Exercise details: Lines that include the word "with" are the ones to copy.

Data shown:
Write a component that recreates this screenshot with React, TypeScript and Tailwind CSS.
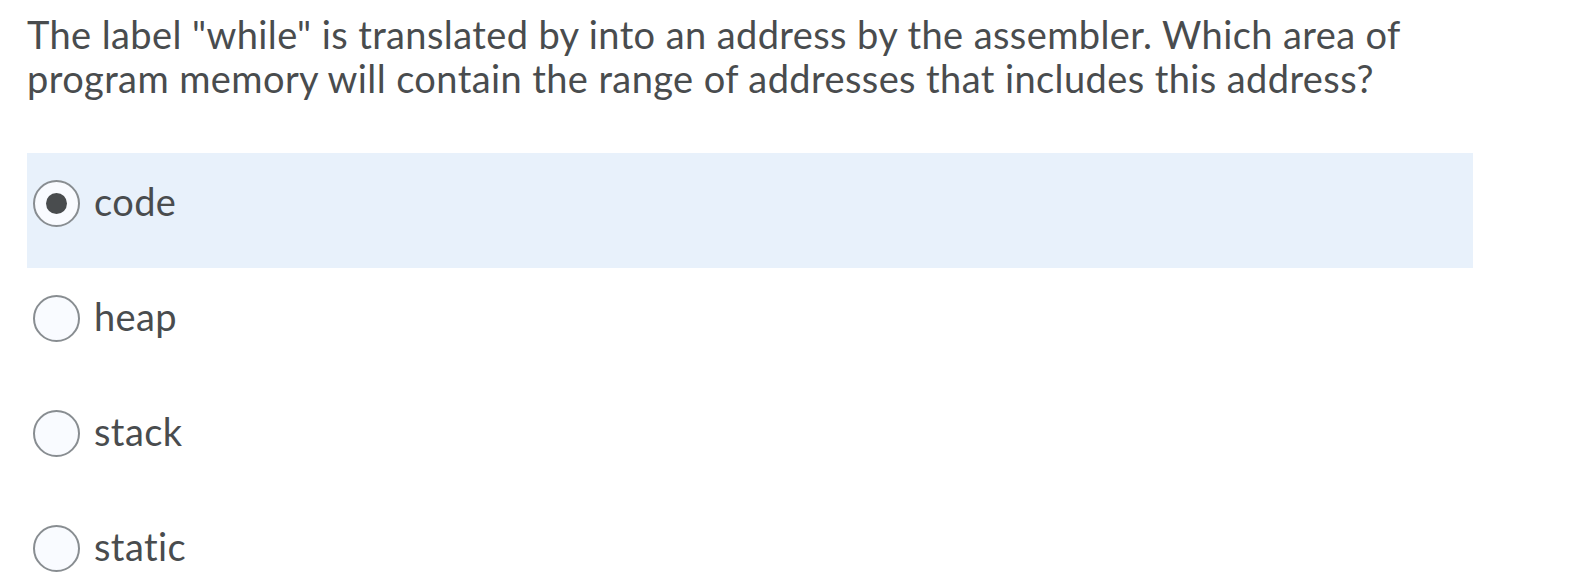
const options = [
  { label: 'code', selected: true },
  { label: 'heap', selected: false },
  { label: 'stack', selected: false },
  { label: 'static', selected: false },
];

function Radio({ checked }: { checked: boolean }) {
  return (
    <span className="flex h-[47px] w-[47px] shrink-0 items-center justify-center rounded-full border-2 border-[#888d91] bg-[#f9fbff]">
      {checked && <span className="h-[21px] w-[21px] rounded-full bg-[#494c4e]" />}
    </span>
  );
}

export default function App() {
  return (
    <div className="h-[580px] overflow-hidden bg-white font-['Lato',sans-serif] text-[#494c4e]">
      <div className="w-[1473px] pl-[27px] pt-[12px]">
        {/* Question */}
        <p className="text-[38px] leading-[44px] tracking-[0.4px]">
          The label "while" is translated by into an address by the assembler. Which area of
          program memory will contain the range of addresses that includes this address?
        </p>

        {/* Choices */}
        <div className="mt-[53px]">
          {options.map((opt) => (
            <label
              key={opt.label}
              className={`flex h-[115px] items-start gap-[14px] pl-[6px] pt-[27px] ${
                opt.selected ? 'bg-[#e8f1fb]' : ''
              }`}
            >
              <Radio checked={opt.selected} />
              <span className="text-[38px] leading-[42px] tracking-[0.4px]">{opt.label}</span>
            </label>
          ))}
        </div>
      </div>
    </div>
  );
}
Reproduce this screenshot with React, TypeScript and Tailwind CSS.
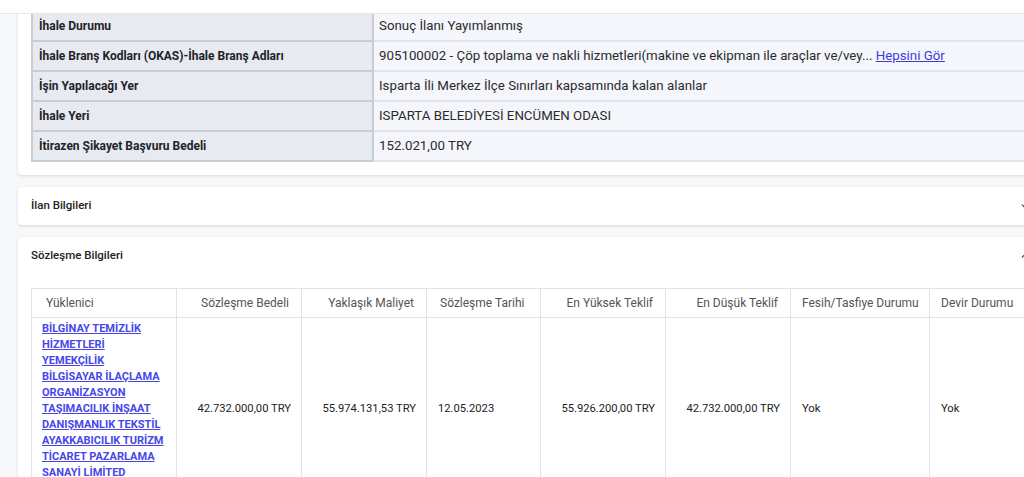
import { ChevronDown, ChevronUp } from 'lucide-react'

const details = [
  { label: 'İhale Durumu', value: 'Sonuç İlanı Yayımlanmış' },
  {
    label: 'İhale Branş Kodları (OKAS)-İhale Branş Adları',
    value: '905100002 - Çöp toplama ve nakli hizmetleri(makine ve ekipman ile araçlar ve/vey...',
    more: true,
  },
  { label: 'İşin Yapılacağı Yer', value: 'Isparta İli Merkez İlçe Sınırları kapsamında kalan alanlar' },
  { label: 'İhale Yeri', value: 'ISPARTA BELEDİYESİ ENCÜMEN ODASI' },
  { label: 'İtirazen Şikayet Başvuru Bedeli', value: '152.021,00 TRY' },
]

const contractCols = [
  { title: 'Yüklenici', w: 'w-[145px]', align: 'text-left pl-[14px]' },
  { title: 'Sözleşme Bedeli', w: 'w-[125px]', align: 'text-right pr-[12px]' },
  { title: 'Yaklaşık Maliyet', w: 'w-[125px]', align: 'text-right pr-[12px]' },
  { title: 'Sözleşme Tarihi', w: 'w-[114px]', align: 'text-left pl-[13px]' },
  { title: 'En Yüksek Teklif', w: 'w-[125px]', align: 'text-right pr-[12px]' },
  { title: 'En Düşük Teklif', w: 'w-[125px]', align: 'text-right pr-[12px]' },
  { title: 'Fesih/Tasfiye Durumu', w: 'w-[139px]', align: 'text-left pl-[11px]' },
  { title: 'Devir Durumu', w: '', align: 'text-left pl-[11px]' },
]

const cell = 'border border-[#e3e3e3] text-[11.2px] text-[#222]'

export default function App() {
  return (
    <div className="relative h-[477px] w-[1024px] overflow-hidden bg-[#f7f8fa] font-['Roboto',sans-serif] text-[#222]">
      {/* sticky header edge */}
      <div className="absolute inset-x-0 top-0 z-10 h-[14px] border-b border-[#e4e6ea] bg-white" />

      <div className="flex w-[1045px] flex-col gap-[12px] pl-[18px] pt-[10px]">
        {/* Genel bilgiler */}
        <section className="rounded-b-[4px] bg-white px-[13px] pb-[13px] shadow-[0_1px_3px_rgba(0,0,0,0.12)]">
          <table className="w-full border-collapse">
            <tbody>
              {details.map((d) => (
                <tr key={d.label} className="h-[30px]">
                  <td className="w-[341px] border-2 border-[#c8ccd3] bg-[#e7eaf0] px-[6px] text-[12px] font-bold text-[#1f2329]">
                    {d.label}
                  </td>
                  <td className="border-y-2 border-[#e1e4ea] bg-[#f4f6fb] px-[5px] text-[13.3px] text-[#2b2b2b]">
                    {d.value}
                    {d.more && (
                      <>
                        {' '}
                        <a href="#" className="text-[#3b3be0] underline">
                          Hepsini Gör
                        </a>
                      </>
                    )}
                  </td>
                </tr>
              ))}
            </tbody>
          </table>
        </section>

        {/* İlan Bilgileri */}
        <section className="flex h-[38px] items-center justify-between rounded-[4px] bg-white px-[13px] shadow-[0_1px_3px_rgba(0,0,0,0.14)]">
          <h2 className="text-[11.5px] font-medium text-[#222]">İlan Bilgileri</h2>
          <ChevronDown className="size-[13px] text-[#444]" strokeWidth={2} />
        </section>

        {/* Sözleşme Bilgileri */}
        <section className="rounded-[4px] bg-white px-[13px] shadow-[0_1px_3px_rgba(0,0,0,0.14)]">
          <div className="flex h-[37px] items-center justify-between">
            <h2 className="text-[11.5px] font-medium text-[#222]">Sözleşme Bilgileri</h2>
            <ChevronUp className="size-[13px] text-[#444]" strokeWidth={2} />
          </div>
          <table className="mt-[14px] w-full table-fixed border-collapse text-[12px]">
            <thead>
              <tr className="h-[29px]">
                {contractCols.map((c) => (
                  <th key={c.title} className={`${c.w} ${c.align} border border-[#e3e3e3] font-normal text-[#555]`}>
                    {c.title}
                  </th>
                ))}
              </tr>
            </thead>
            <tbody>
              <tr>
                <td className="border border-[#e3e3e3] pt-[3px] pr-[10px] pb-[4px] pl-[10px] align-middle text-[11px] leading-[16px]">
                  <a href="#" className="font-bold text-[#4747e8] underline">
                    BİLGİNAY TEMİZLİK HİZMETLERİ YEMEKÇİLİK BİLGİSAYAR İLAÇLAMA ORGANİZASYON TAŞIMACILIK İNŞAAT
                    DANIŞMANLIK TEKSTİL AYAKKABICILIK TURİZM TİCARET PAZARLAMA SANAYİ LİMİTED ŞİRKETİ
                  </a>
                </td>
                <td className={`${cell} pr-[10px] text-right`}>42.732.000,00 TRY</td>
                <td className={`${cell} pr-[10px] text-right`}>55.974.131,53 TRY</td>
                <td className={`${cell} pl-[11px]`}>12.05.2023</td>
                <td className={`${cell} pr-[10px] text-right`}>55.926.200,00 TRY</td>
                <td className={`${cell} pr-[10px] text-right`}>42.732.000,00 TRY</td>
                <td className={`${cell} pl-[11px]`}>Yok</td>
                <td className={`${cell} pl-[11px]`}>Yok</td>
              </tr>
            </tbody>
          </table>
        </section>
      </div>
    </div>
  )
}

Output below:
Write a component that recreates this screenshot with React, TypeScript and Tailwind CSS.
Reproduce this screenshot with React, TypeScript and Tailwind CSS.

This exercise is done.